Laten we beginnen met waar je de verscheidene leeralgoritmen kunt terugvinden. In sommige gevallen, zoals voor een enkelvoudig perceptron, kan je het zelf gewoon coderen maar meestal worden de algoritmen gelukkig ter beschikking gesteld. Omdat wiskundigen eerder R gebruiken zullen de nieuwere leeralgoritmen gewoonlijk eerst in R verschijnen en pas later in Python. Bij het publiceren van nieuwe methoden wordt er immers vaak van de auteurs verwacht dat ze het algoritme als een peer-reviewed R pakket (eng: package) registreren en publiek ter beschikking stellen. Het Comprehensive R Archive Network (CRAN), dat de R pakketten beheert en erop toeziet dat de pakketten zowel wiskundig als programmatorisch aan bepaalde standaarden voldoet, stelt zogenaamde task views op met telkens een overzicht van de pakketten die kunnen helpen bij een welbepaalde taak. Zoeken we naar “machine learning”, komen we op honderden pakketten uit van ahaz tot xgboost13 en vele van deze pakketten geven toegang tot tientallen verschillende typen leeralgoritmen. Maar dat is niet alles. Op de webpagina met het overzicht van alle task views, vinden we bijvoorbeeld het onderwerp natuurlijke taalverwerking (eng: natural language processing; NLP) met nog eens tientallen pakketten specifiek rond dit thema.

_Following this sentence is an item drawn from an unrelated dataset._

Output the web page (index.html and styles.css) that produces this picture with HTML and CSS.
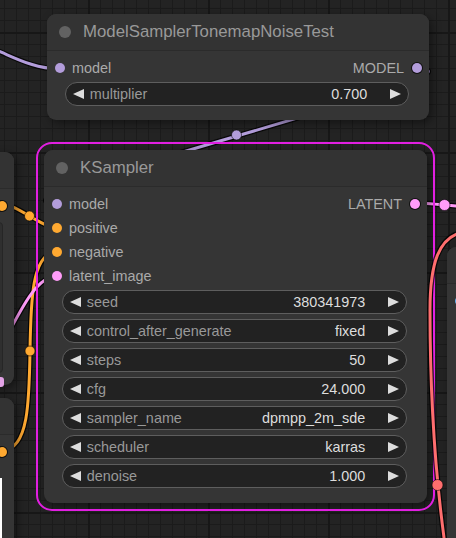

Voor Python ontwikkeling verwijzen we voor leeralgoritmen eerst en vooral naar scikit-learn. Deze bibliotheek biedt een ruime gereedschapskist aan voor beginnende datawetenschappers. De naam komt trouwens van Science-kit \(\rightarrow\) scikit \(\rightarrow\) sk. Dan is er Tensorflow waar in de cursus dieper op wordt ingegaan. Ook hier vind je een rijke schat aan informatie. Python biedt een aantal voordelen voor ML en het belangrijkste voordeel is misschien wel dat Python een algemene programmeertaal is waarmee je gemakkelijker volwaardige applicaties kunt maken of met hardware interfacen. De bewering dat Python ‘krachtiger’ of ‘performanter’ zou zijn dan R neem ik eerder met een korreltje zout. Op de weinige momenten waarop beide platformen op eerlijke wijze vergeleken worden is het verschil onbeduidend en bovendien moet je voornamelijk rekening houden met ontwikkeltijd en daar biedt Python zeker geen voordeel. Tenslotte vermeld ik hier nog even Julia, een opkomende taal waarin ML eenvoudiger moet worden.

Bronvermelding

Campbell, M., 2019. RStudio views, in: Learn Rstudio Ide. Springer, pp. 29–38.

Upadhyay, R., 2016. R vs python – a comparison [WWW Document] Accessed: 2020-08-28.